Manage Moisture and Pest Pressure
Succession planting requires steady water and pest monitoring. Warm weather dries soil quickly, stressing young seedlings.
Follow these steps:
- Water deeply in the early morning.
- Use mulch to hold moisture and suppress weeds.
- Check leaves weekly for pests like cabbage worms or aphids.
- Remove small infestations early to protect developing plants.
Succession Planting Keeps Beds Productive All Season
With steady planting schedules, proper soil care, and attention to timing, succession planting allows your garden to work longer. Each cleared row becomes another round of fresh harvests when properly managed.

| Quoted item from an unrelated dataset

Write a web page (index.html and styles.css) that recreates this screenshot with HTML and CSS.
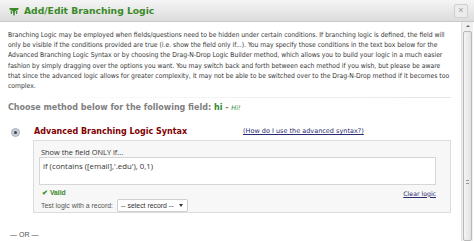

Which vegetables have worked best in your succession planting this year? Share your experience or questions below.
FAQs
What is succession planting?
Succession planting rotates or staggers crops to fill open space and extend harvests through the full season.
Which vegetables grow best for succession planting?
Radishes, lettuce, bush beans, cucumbers, kale, and beets respond well to multiple plantings.
How do I refresh soil between rounds?
Clear debris, add compost, loosen soil, rotate crop families, and use cover crops where timing allows.
Does succession planting work for small beds?
Yes. Small gardens benefit by replacing early crops with quick-maturing varieties through spring, summer, and fall.